Talks restarted in 2002, and the project was included in the Initiative for the Integration of the Regional Infrastructure of South America (IIRSA) plan.
A new project named Garabí XXI was launched in 2003.
This envisioned a dam at Garabí with an elevation of 74 m and a dam at Santa María with an elevation of 94 m.
Both would have an installed capacity of 900 MW and a reservoir of about 20000 ha.
The area flooded in Argentina would be reduced from 40000 to 15000 ha.
In April 2004, the Argentine company IMPSA proposed a plan where the Garabí elevation was reduced to 82.5 m, the Roncador dam was cancelled and two new dams were built, San Javier at 110 m with installed capacity of 900 MW and Santa Rosa at 130 m.
All three dams would have installed capacity of 900 MW.
Under this plan the area flooded would be about 73,000 ha.

Brazil and Argentina signed an agreement in 2005 for two possible dams, the Garabí Dam with 1,150 MW and the Panambí Dam with 1,050 MW.
Eletrobras and EBISA were to undertake the project, expected to be completed by 2013, although it had met some local opposition.
In November 2007 the Brazilian head of state Luiz Inácio Lula da Silva and his Argentinian counterpart Cristina Fernández de Kirchner agreed to prioritize construction of the Garabí binational dam.
Next day the planning ministers of Brazil and Argentina endorsed the presidents' agreements on exchange of energy.
The governments of Corrientes and Rio Grande do Sul wanted to implement the Garabí Binational Project as quickly as possible.

==Current proposal==

On 7 December 2007 a protocol to the treaty was signed to create a joint technical commission, and on 22 January 2008 the presidents signed a joint declaration that confirmed their decision to implement the Garabí Hydroelectric Project.
In November 2009 the presidents signed an agreement to form a joint international company to supervise construction, operation and maintenance of the Garabí Binational Hydroelectric Complex.
In mid-2013 Eletrobras held a public meeting sponsored by the Council for Economic and Social Development to discuss the proposed Garabi and Panambí hydroelectric plants.
Over 500 attendees included farmers, fishermen, politicians and others from both countries.
Eletrobras presented engineering and environmental studies, but emphasized that no decision to proceed had been taken, and community approval would be key.
This emphasis on dialog may be to avoid problems like those experienced with the Teles Pires and Belo Monte projects.

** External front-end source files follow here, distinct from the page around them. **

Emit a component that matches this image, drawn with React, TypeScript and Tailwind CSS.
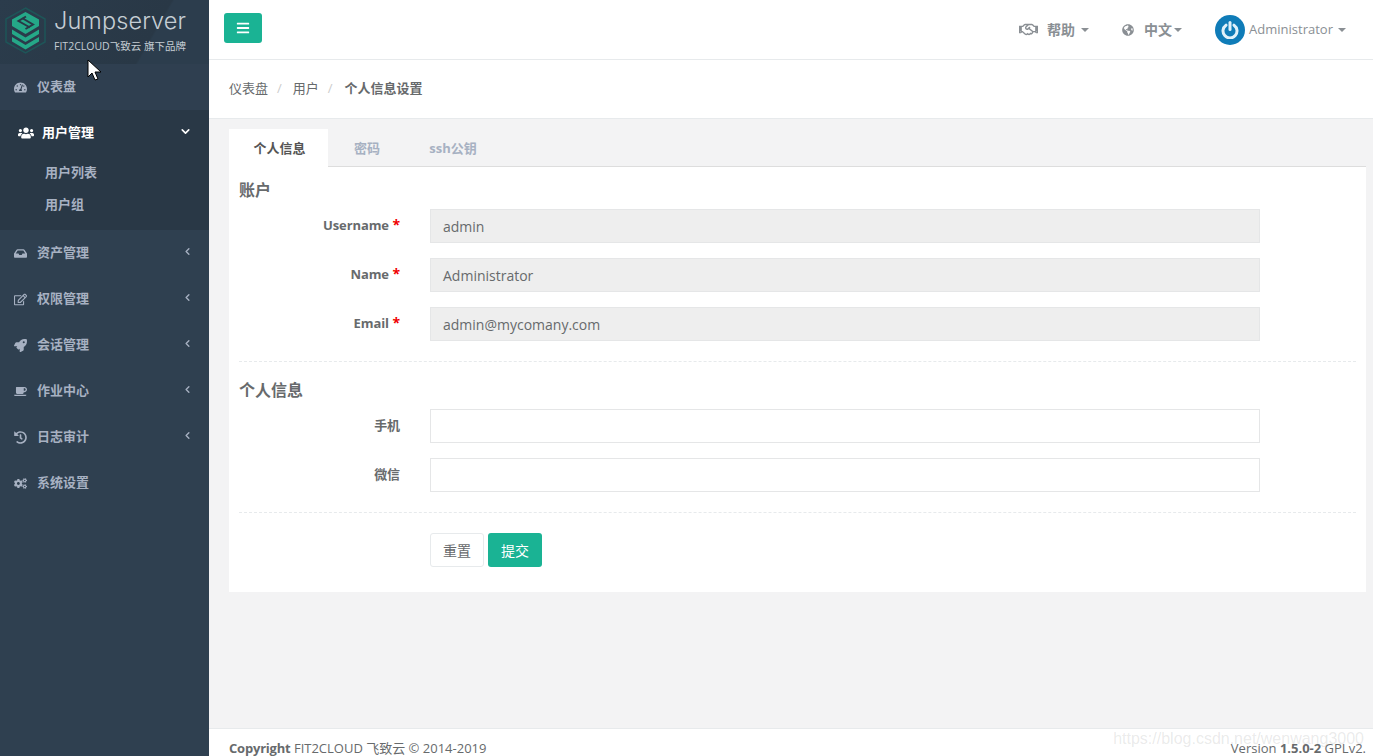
import {
  FaBars,
  FaCogs,
  FaCoffee,
  FaGlobeAmericas,
  FaHistory,
  FaInbox,
  FaRegEdit,
  FaRegHandshake,
  FaRocket,
  FaTachometerAlt,
  FaUsers,
} from "react-icons/fa";
import { FiChevronDown, FiChevronLeft } from "react-icons/fi";

const font = "font-['Open_Sans','Noto_Sans_CJK_SC',sans-serif]";

const menu = [
  { label: "资产管理", icon: FaInbox, arrow: true },
  { label: "权限管理", icon: FaRegEdit, arrow: true },
  { label: "会话管理", icon: FaRocket, arrow: true },
  { label: "作业中心", icon: FaCoffee, arrow: true },
  { label: "日志审计", icon: FaHistory, arrow: true },
  { label: "系统设置", icon: FaCogs, arrow: false },
];

const accountFields = [
  { label: "Username", value: "admin" },
  { label: "Name", value: "Administrator" },
  { label: "Email", value: "admin@mycomany.com" },
];

function Caret() {
  return <span className="inline-block border-x-[4px] border-t-[4px] border-x-transparent border-t-[#8a8f94]" />;
}

function Logo() {
  return (
    <svg width="41" height="47" viewBox="0 0 41 47" className="shrink-0">
      <path d="M20.5 1 40 12v23L20.5 46 1 35V12z" fill="none" stroke="#1e5558" strokeWidth="1.5" />
      <path d="M20.5 5 34 12.5v6.5L20.5 27 7 19v-6.500z" fill="#25a888" />
      <path d="M21 9.500 13.500 14 25 20.500M20.500 22 28 17.500 17 11" fill="none" stroke="#293846" strokeWidth="2" />
      <path d="M7 22.500l13.500 8 13.500-8v4.500l-13.500 8-13.500-8z" fill="#25a888" />
      <path d="M7 30l13.500 8 13.500-8v4.500l-13.500 8-13.500-8z" fill="#25a888" />
    </svg>
  );
}

function Field({ label, value, required }: { label: string; value?: string; required?: boolean }) {
  return (
    <div className="mb-[15px] flex h-[34px] items-start">
      <label className="mr-[30px] w-[161px] pt-[7px] text-right text-[13px] font-bold leading-[18px] tracking-[-0.1px] text-[#676a6c]">
        {label}
        {required && <span className="text-[14px] text-[#f00000]"> *</span>}
      </label>
      <div
        className={`flex h-[34px] w-[830px] items-center border border-[#e5e6e7] px-[12px] text-[14px] text-[#676a6c] ${
          value ? "bg-[#eeeeee]" : "bg-white"
        }`}
      >
        {value}
      </div>
    </div>
  );
}

export default function App() {
  return (
    <div className={`relative flex h-[756px] w-[1373px] overflow-hidden bg-[#f3f3f4] ${font}`}>
      {/* Sidebar */}
      <aside className="h-full w-[209px] shrink-0 bg-[#2f4050] text-[13px] font-semibold text-[#a7b1c2]">
        <div className="flex h-[64px] items-start gap-[8px] bg-[linear-gradient(120deg,#2b3c4c_0%,#293846_70%,#2c3d4d_71%)] pl-[5px] pt-[7px]">
          <Logo />
          <div className="text-[#c5cdd4]">
            <div className="font-['Inter',sans-serif] text-[23.500px] font-light leading-[28px] tracking-[0.1px]">Jumpserver</div>
            <div className="mt-[5px] text-[10.500px] font-normal leading-[13px]">FIT2CLOUD飞致云 旗下品牌</div>
          </div>
        </div>

        <div className="flex h-[46px] items-center bg-[#2f3f50] pl-[14px]">
          <FaTachometerAlt className="mr-[10px] size-[13px]" />
          仪表盘
        </div>

        <div className="h-[120px] border-l-[4px] border-[#293846] bg-[#293846]">
          <div className="flex h-[46px] items-center pl-[14px] pr-[17px] text-white">
            <FaUsers className="mr-[8px] size-[16px]" />
            用户管理
            <FiChevronDown className="mb-[4px] ml-auto size-[13px]" strokeWidth={3} />
          </div>
          <div className="flex h-[32px] items-center pl-[41px] pt-[2px]">用户列表</div>
          <div className="flex h-[32px] items-center pl-[41px] pt-[2px]">用户组</div>
        </div>

        {menu.map(({ label, icon: Icon, arrow }) => (
          <div key={label} className="flex h-[46px] items-center pl-[14px] pr-[16px]">
            <Icon className="mr-[10px] size-[13px]" />
            {label}
            {arrow && <FiChevronLeft className="mb-[3px] ml-auto size-[11px]" strokeWidth={3} />}
          </div>
        ))}
      </aside>

      {/* Main */}
      <main className="flex h-[784px] min-w-0 flex-1 flex-col">
        <header className="flex h-[60px] shrink-0 items-center border-b border-[#e7eaec] bg-white pl-[15px] pr-[27px] text-[14px] text-[#8a8f94]">
          <button className="mb-[3px] flex h-[30px] w-[38px] items-center justify-center rounded-[3px] bg-[#1ab394] text-white">
            <FaBars className="size-[14px]" />
          </button>
          <div className="ml-auto flex items-center font-semibold">
            <FaRegHandshake className="mr-[9px] size-[19px]" />
            帮助
            <span className="ml-[6px] flex">
              <Caret />
            </span>
            <FaGlobeAmericas className="ml-[33px] mr-[10px] size-[12px]" />
            中文
            <span className="ml-[2px] flex">
              <Caret />
            </span>
            <span className="ml-[33px] mr-[4px] flex size-[30px] items-center justify-center rounded-full bg-[#0f7cb8]">
              <svg width="18" height="18" viewBox="0 0 18 18" fill="none" stroke="#dff1fa" strokeWidth="3">
                <path d="M5 4.200a7 7 0 1 0 8 0" strokeLinecap="round" />
                <path d="M9 1.500v7" strokeLinecap="round" />
              </svg>
            </span>
            <span className="text-[13px] font-normal">Administrator</span>
            <span className="ml-[5px] flex">
              <Caret />
            </span>
          </div>
        </header>

        <div className="flex h-[59px] shrink-0 items-center gap-[9px] border-b border-[#e7eaec] bg-white pb-px pl-[20px] text-[13px] text-[#676a6c]">
          <span>仪表盘</span>
          <span className="text-[#cccccc]">/</span>
          <span className="ml-[2px]">用户</span>
          <span className="text-[#cccccc]">/</span>
          <span className="ml-[3px] font-bold">个人信息设置</span>
        </div>

        <div className="min-h-0 flex-1 pl-[20px] pr-[7px] pt-[10px]">
          <div className="flex h-[38px] border-b border-[#dddddd] text-[13px] font-bold text-[#a7b1c2]">
            <div className="flex h-[38px] w-[99px] items-center justify-center bg-white pl-[2px] pt-[2px] text-[#555555]">个人信息</div>
            <div className="flex w-[78px] items-center justify-center pt-[2px]">密码</div>
            <div className="flex w-[94px] items-center justify-center pt-[2px]">ssh公钥</div>
          </div>

          <form className="h-[425px] bg-white px-[10px] pt-[13px] text-[#676a6c]">
            <h3 className="mb-[9px] text-[16px] font-semibold leading-[20px]">账户</h3>
            {accountFields.map((f) => (
              <Field key={f.label} label={f.label} value={f.value} required />
            ))}
            <div className="mb-[18px] mt-[20px] border-t border-dashed border-[#e7eaec]" />
            <h3 className="mb-[9px] text-[16px] font-semibold leading-[20px]">个人信息</h3>
            <Field label="手机" />
            <Field label="微信" />
            <div className="mb-[20px] mt-[20px] border-t border-dashed border-[#e7eaec]" />
            <div className="ml-[191px] flex gap-[4px] text-[14px]">
              <button type="button" className="h-[34px] w-[54px] rounded-[3px] border border-[#e7eaec] bg-white text-[#676a6c]">
                重置
              </button>
              <button type="button" className="h-[34px] w-[54px] rounded-[3px] bg-[#1ab394] text-white">
                提交
              </button>
            </div>
          </form>
        </div>

        <footer className="flex h-[56px] shrink-0 justify-between border-t border-[#e7eaec] bg-white pl-[20px] pr-[7px] pt-[10px] text-[13px] leading-[18px] text-[#676a6c]">
          <div>
            <strong className="tracking-[-0.2px]">Copyright</strong> FIT2CLOUD 飞致云 © 2014-2019
          </div>
          <div>
            Version <strong>1.5.0-2</strong> GPLv2.
          </div>
        </footer>
      </main>

      {/* Cursor from the capture */}
      <svg width="16" height="23" viewBox="0 0 16 23" className="absolute left-[87px] top-[59px]">
        <path d="M1 1v17l4-4 3 7 3-1-3-7h6z" fill="#fff" stroke="#000" strokeWidth="1" />
      </svg>

      {/* Blog watermark */}
      <div className="absolute right-[9px] top-[728px] font-['Liberation_Sans',sans-serif] text-[16px] leading-[22px] text-[#676a6c]/15">
        https://blog.csdn.net/wenwang3000
      </div>
    </div>
  );
}
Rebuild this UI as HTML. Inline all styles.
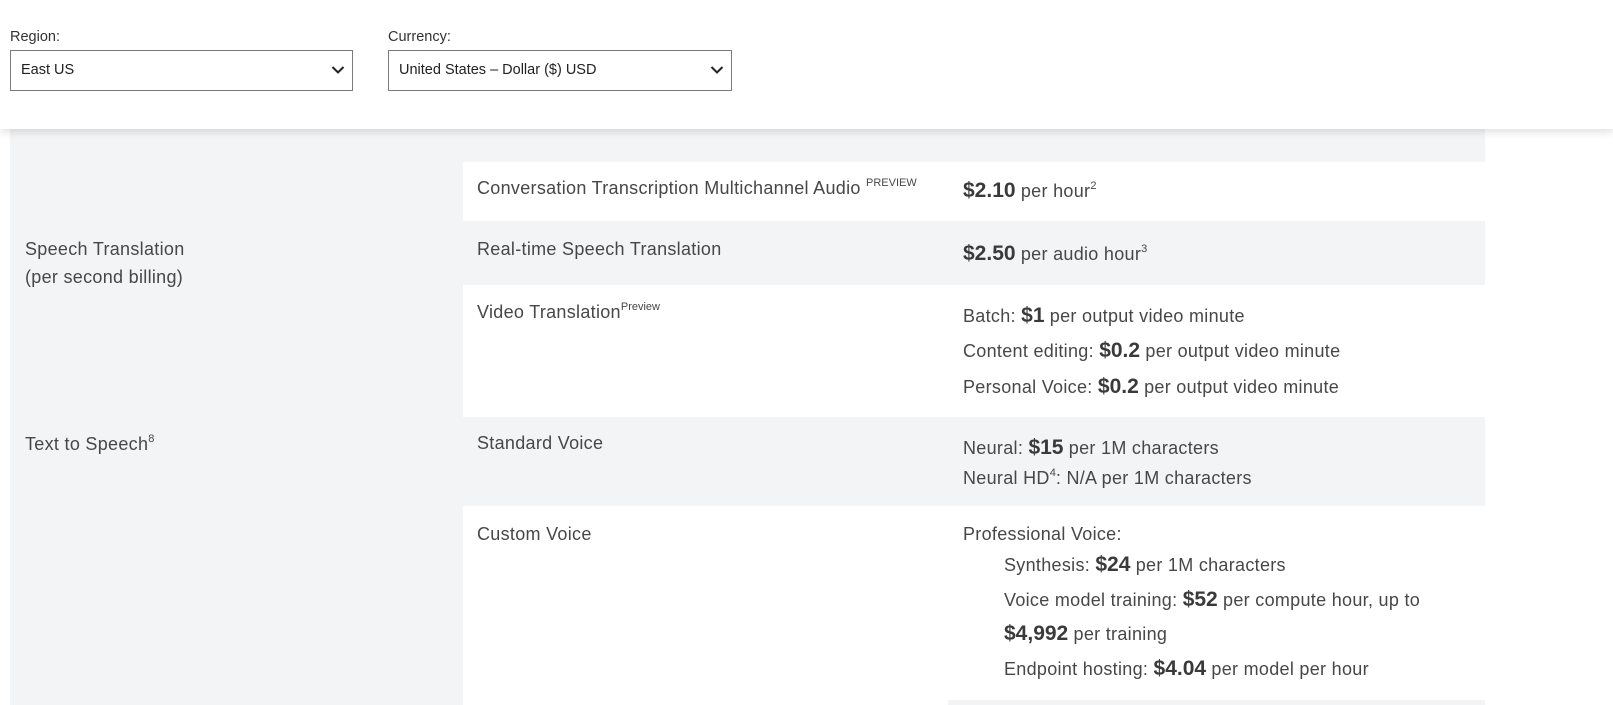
<!DOCTYPE html>
<html><head><meta charset="utf-8"><style>
*{margin:0;padding:0;box-sizing:border-box}
body{width:1613px;height:705px;overflow:hidden;background:#fff;font-family:"Segoe UI","Liberation Sans",sans-serif;color:#3b3b3b;position:relative}
.a{position:absolute;white-space:nowrap;line-height:1.2}
.hdr{position:absolute;left:0;top:0;width:1613px;height:129px;background:#fff;box-shadow:0 3px 8px rgba(0,0,0,.13);z-index:2}
.lbl{font-size:14.5px;color:#333}
.sel{position:absolute;height:41px;border:1px solid #7a7a7a;background:#fff;font-size:14.5px;color:#222;padding:11px 10px}
.sel svg{position:absolute;right:7px;top:14px}
.panel{position:absolute;left:10px;top:129px;width:1475px;height:576px;background:#f3f4f6}
.w{position:absolute;background:#fff;left:463px;width:1022px}
.t{font-size:18px;letter-spacing:0.3px;color:#474747;margin-top:-1px}
b{font-size:21px;font-weight:bold;color:#3a3a3a;letter-spacing:0}
sup{font-size:11px;vertical-align:8px;letter-spacing:0}
</style></head><body>
<div class="hdr">
<div class="a lbl" style="left:10px;top:29px">Region:</div>
<div class="sel" style="left:10px;top:50px;width:343px">East US<svg width="14" height="10" viewBox="0 0 14 10"><path d="M1.5 2 L7 7.5 L12.5 2" fill="none" stroke="#222" stroke-width="2"/></svg></div>
<div class="a lbl" style="left:388px;top:29px">Currency:</div>
<div class="sel" style="left:388px;top:50px;width:344px">United States – Dollar ($) USD<svg width="14" height="10" viewBox="0 0 14 10"><path d="M1.5 2 L7 7.5 L12.5 2" fill="none" stroke="#222" stroke-width="2"/></svg></div>
</div>
<div class="panel"></div>
<div class="w" style="top:162px;height:59px"></div>
<div class="w" style="top:285px;height:132px"></div>
<div class="w" style="top:506px;height:194px"></div>
<div class="a" style="left:463px;top:700px;width:485px;height:5px;background:#fff"></div>

<div class="a t" style="left:25px;top:240px">Speech Translation</div>
<div class="a t" style="left:25px;top:268px">(per second billing)</div>
<div class="a t" style="left:25px;top:434px">Text to Speech<sup>8</sup></div>

<div class="a t" style="left:477px;top:178px">Conversation Transcription Multichannel Audio <sup>PREVIEW</sup></div>
<div class="a t" style="left:963px;top:179px"><b>$2.10</b> per hour<sup>2</sup></div>
<div class="a t" style="left:477px;top:240px">Real-time Speech Translation</div>
<div class="a t" style="left:963px;top:242px"><b>$2.50</b> per audio hour<sup>3</sup></div>
<div class="a t" style="left:477px;top:302px">Video Translation<sup>Preview</sup></div>
<div class="a t" style="left:963px;top:304px">Batch: <b>$1</b> per output video minute</div>
<div class="a t" style="left:963px;top:339px">Content editing: <b>$0.2</b> per output video minute</div>
<div class="a t" style="left:963px;top:375px">Personal Voice: <b>$0.2</b> per output video minute</div>

<div class="a t" style="left:477px;top:434px">Standard Voice</div>
<div class="a t" style="left:963px;top:436px">Neural: <b>$15</b> per 1M characters</div>
<div class="a t" style="left:963px;top:468px">Neural HD<sup>4</sup>: N/A per 1M characters</div>

<div class="a t" style="left:477px;top:525px">Custom Voice</div>
<div class="a t" style="left:963px;top:525px">Professional Voice:</div>
<div class="a t" style="left:1004px;top:553px">Synthesis: <b>$24</b> per 1M characters</div>
<div class="a t" style="left:1004px;top:588px">Voice model training: <b>$52</b> per compute hour, up to</div>
<div class="a t" style="left:1004px;top:622px"><b>$4,992</b> per training</div>
<div class="a t" style="left:1004px;top:657px">Endpoint hosting: <b>$4.04</b> per model per hour</div>
</body></html>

In February 2014 the Brazilian Institute of Environment and Renewable Natural Resources (IBAMA) approved the terms of reference for rescuing the fauna.
The survey was to start in April 2014.
On 7 April 2014 the Eletrobras director of generation told the mayors of the region in which the Garabi and Panambí hydroelectric plants were being studied that the dams would be built only if they improved the lives of the local people.
He said that, as with all Eletrobras hydroelectric projects, the towns that participated would see improvements in quality of life and infrastructure.
Start of work would depend on approval by the governments of the two countries following feasibility and environmental impact studies, and would then be completed within five years.

At the request of the Federal Public Ministry, in January 2015 a federal judge granted a preliminary injunction to stop the environmental licensing process for the Panambi plant.
The main issue was that the reservoir would flood 60 ha of the Turvo State Park, which holds regionally threatened flora and fauna, some at risk of extinction.
IBAMA's terms of reference for licensing did not conform to the park's legislation and was not approved by the state secretariat of the environment (SEMA).
The Garabi plant was not affected by the ruling.
In April 2015 the regional federal tribunal upheld the suspension, since IBAMA's Environmental Impact Study would have been "flagrantly illegal".